Pi's inner struggles evolve around his sexuality. A habitual masturbator, he recognizes his attraction to men at a young age. In a conservative social construct like Imperial Japan, that's no easy row to hoe, and he's on the constant lookout to escape it. He examines every decision he makes in excruciating detail, desperately seeking "normalcy". He's so hell-bent on acquiring it, that when he sees a glimmer of what he perceives as normal, he gloms onto it as proof that he is no different than other young men, though these respites are short lived. A leopard can't change its spots any more than a fatalist can escape his destiny.

Death Wish
There's much self-loathing in Confessions. As a boy, Pi is convinced he'll die young. It's a wishful conviction, and one influenced by the war raging both inside and outside of him. If he dies before a marriageable age, he has a chance of taking his secret to the grave. If he doesn't, he's destined for a life of what he terms as "autohypnosis", a counterfeit hypnosis in which he all but believes he's no different than anyone else. A life of lies; a masquerade. He becomes so obsessed with the idea of dying that it becomes his "real 'life's aim'". Everywhere he looks he sees death, even taking to visualizing the objects of his attraction as bloodied and dying, pierced by daggers and arrows. It's the image of St. Sebastian's death, an image he encountered as a young child. An erotic image in Pi's mind, but also one of self-hate, and martyrdom. It's a mixed bag.

The principal characters of Confessions are fleshed out and vibrant; minor characters, not so much. This is an aid rather than a hindrance, though, as it makes Pi's isolation that much more pronounced. The world is a lonely category five storm, of which Pi is the eye, spinning, spinning, spinning.

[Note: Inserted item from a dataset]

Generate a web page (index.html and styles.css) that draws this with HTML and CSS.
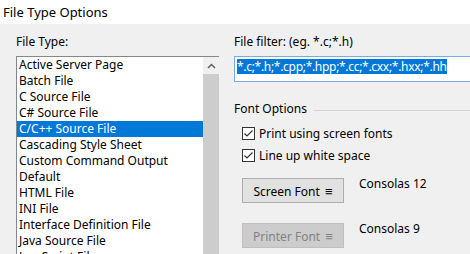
FILE: index.html
```html
<!DOCTYPE html>
<html lang="en">
<head>
    <meta charset="UTF-8">
    <meta name="viewport" content="width=device-width, initial-scale=1.0">
    <title>File Type Options</title>
    <link rel="stylesheet" href="styles.css">
</head>
<body>
    <div class="titlebar">File Type Options</div>
    <div class="dialog">
        <div class="left">
            <div class="label">File Type:</div>
            <div class="listbox">
                <ul class="items">
                    <li>Active Server Page</li>
                    <li>Batch File</li>
                    <li>C Source File</li>
                    <li>C# Source File</li>
                    <li class="selected">C/C++ Source File</li>
                    <li>Cascading Style Sheet</li>
                    <li>Custom Command Output</li>
                    <li>Default</li>
                    <li>HTML File</li>
                    <li>INI File</li>
                    <li>Interface Definition File</li>
                    <li>Java Source File</li>
                    <li>JavaScript File</li>
                </ul>
                <div class="scrollbar">
                    <div class="arrow">
                        <svg width="9" height="6" viewBox="0 0 9 6"><path d="M1 5 L4.5 1.5 L8 5" fill="none" stroke="#606060" stroke-width="1.5"/></svg>
                    </div>
                    <div class="thumb"></div>
                </div>
            </div>
        </div>
        <div class="right">
            <div class="label">File filter: (eg. *.c;*.h)</div>
            <div class="filter"><span class="sel">*.c;*.h;*.cpp;*.hpp;*.cc;*.cxx;*.hxx;*.hh</span></div>
            <div class="group">
                <div class="legend"><span>Font Options</span><span class="rule"></span></div>
                <div class="check">
                    <span class="box"><svg width="11" height="11" viewBox="0 0 11 11"><path d="M1.5 5.5 L4 8 L9.5 2.5" fill="none" stroke="#333" stroke-width="1.2"/></svg></span>
                    <span>Print using screen fonts</span>
                </div>
                <div class="check">
                    <span class="box"><svg width="11" height="11" viewBox="0 0 11 11"><path d="M1.5 5.5 L4 8 L9.5 2.5" fill="none" stroke="#333" stroke-width="1.2"/></svg></span>
                    <span>Line up white space</span>
                </div>
                <div class="font-row">
                    <button class="font-btn">Screen Font <span class="menu">&#8801;</span></button>
                    <span class="font-name">Consolas 12</span>
                </div>
                <div class="font-row">
                    <button class="font-btn" disabled>Printer Font <span class="menu">&#8801;</span></button>
                    <span class="font-name">Consolas 9</span>
                </div>
            </div>
        </div>
    </div>
</body>
</html>
```

FILE: styles.css
```css
body {
    margin: 0;
    width: 470px;
    height: 254px;
    overflow: hidden;
    background-color: #f0f0f0;
    font-family: "Noto Sans", "Segoe UI", sans-serif;
    font-size: 12px;
    line-height: 16px;
    color: #000;
}
.titlebar {
    height: 24px;
    line-height: 24px;
    padding-left: 3px;
    background-color: #fff;
    font-size: 13px;
}
.dialog {
    display: flex;
    gap: 15px;
    padding: 10px 0 0 16px;
}
.left {
    width: 203px;
    flex-shrink: 0;
}
.label {
    margin-bottom: 6px;
}
.listbox {
    display: flex;
    height: 220px;
    border: 1px solid #828790;
    border-right: none;
    background-color: #fff;
}
.items {
    flex: 1;
    list-style: none;
    margin: 0;
    padding: 0;
}
.items li {
    height: 16px;
    padding-left: 2px;
    white-space: nowrap;
}
.items li.selected {
    background-color: #0078d7;
    color: #fff;
}
.scrollbar {
    width: 16px;
    display: flex;
    flex-direction: column;
    background-color: #f0f0f0;
}
.arrow {
    height: 17px;
    display: flex;
    justify-content: center;
    align-items: center;
}
.thumb {
    flex: 1;
    background-color: #cdcdcd;
}
.right {
    flex: 1;
    min-width: 0;
}
.filter {
    width: 260px;
    height: 22px;
    border: 1px solid #7aa8e0;
    background-color: #fff;
    padding: 1px 2px;
    box-sizing: content-box;
    white-space: nowrap;
}
.sel {
    display: inline-block;
    height: 15px;
    line-height: 15px;
    margin-top: 1px;
    letter-spacing: -0.3px;
    background-color: #0078d7;
    color: #fff;
}
.group {
    margin-top: 19px;
}
.legend {
    display: flex;
    align-items: center;
    gap: 7px;
    margin-bottom: 9px;
}
.rule {
    flex: 1;
    height: 1px;
    background-color: #d5d5d5;
    margin-top: 2px;
}
.check {
    display: flex;
    align-items: flex-start;
    gap: 4px;
    margin-left: 8px;
    margin-bottom: 6px;
}
.box {
    width: 11px;
    height: 11px;
    margin-top: 1px;
    border: 1px solid #333;
    background-color: #fff;
    display: flex;
}
.font-row {
    display: flex;
    align-items: flex-start;
    gap: 15px;
    margin-left: 8px;
    margin-top: 14px;
}
.font-row + .font-row {
    margin-top: 20px;
}
.font-btn {
    width: 102px;
    height: 25px;
    padding: 0;
    border: 1px solid #adadad;
    background-color: #e1e1e1;
    font-family: inherit;
    font-size: 12px;
    color: #000;
}
.font-btn:disabled {
    background-color: #cccccc;
    border-color: #bfbfbf;
    color: #838383;
}
.menu {
    margin-left: 2px;
    font-size: 13px;
}
.font-name {
    margin-top: -2px;
}
```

"War has rules, mud wrestling

has rules - politics has no rules."

Yukio Mishima completed his twenty-third and final novel the day he died. After attending a political demonstration, he took his own life by ceremonial seppuku, which - by way of hindsight coupled with the autobiographical approach of Confessions - adds an additional meaning to the image of St. Sebastian: that of self-fulfilling prophecy. Mishima was forty-five.


After the Banquet
by Yukio Mishima
Translated by Donald Keene
Berkley Publishing, 1971
ISBN: 425-02011-8
$1.25, 192 pp

Ross Perot made a bid for the oval office in 1992. He failed. He was quoted then as saying, "War has rules, mud wrestling has rules - politics has no rules." An important observation for anyone considering a run for public office.

Keeping Up Appearances
After the Banquet is a novel of political intrigue in post-war Japan. It came at a time when Japan was reinventing herself as a nation. An era when old traditions still weighed more heavily on the daily lives of her citizenry than the new Western-influenced consumerism. Japan was yet to realize the economic powerhouse she would become; America was still buying American. Against this national backdrop, the story follows Kazu on a quest to realize her own reinvention in the new Japan.

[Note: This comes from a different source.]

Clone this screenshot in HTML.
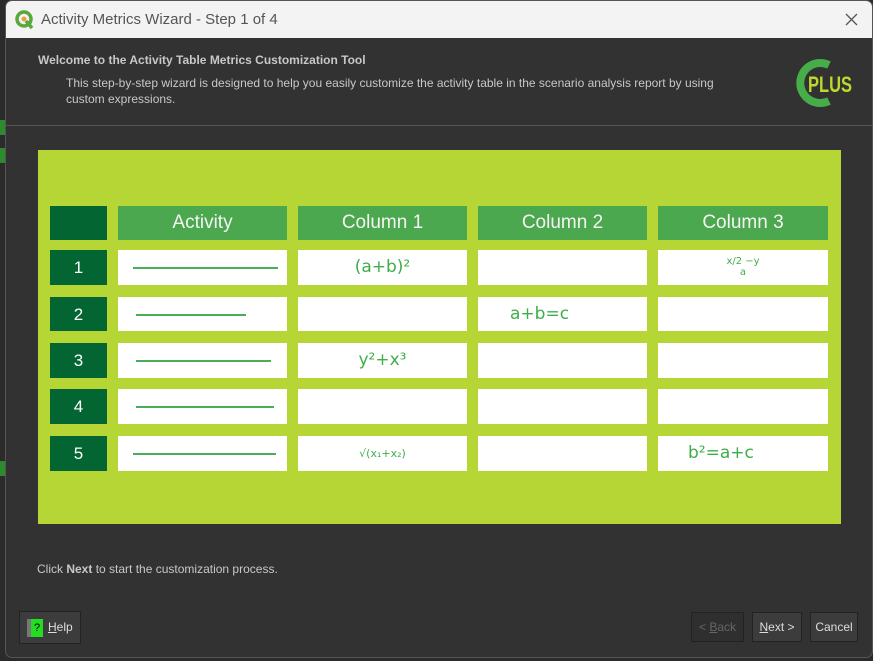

A businesswoman, Kazu is the proprietress of the Setsugoan, a popular Tokyo restaurant. It's a luxurious establishment with an exquisite garden and building worthy of national treasure status, and a reputation for discretion. The Setsugoan counts among its frequent patrons members of Japan's Conservative Party. They're a ruthlessly polite bunch who hang onto power by knowing where all the bodies are buried, speaking words of appeasement even as they maneuver to upend their rivals. Power is the ultimate aphrodisiac of their ilk, and to keep it, no trick is too dirty.

Third Eye Blind
When the Kagen Club - an association of retired diplomats - books a banquet at the Setsugoan, Kazu is impressed in particular by one former cabinet member named Noguchi. His energy sets him apart from his retired comrades, who for the most part are ten years his senior and finished with politics. Kazu sees potential in Noguchi. They soon marry and she sets to financing his political comeback with a run for the governorship on the Radical ticket. Kazu has convinced herself she's doing it out of love and that it's her husband's political ambitions she's financing, not her own. Just as Japan's modernization is leaving tradition in flux, so too is the wife's role in a modern Japan - embodied in Kazu - in flux.

As the campaign proceeds, things get ugly. Forced to close the Setsugoan - business is off due to the fact she's financing the Conservative Party's opposition - Kazu enters the role of full-time wife and de facto campaign manager. When her checkered past comes to light, the Conservative Party wastes no time in using it against Noguchi. Kazu, exposed, brings shame on her husband and Noguchi's political career is finished.

But a shadow of her former self, Kazu, like the garden and restaurant which have fallen into disrepair, has lost all previous possession of grandeur. Stripped of pretense, she's forced to see herself for what she really is, and it's not the retiring wife of a former cabinet member. She realizes, just in the nick of time, without the Setsugoan, she's nothing. The very same dirty politics that brought down Noguchi have proved to be Kazu's salvation. If not for the disastrous election results, she might never have looked at herself - and the world around her - honestly. And she might never have learned that most valuable rule of politics by which to exact her revenge: there are no rules.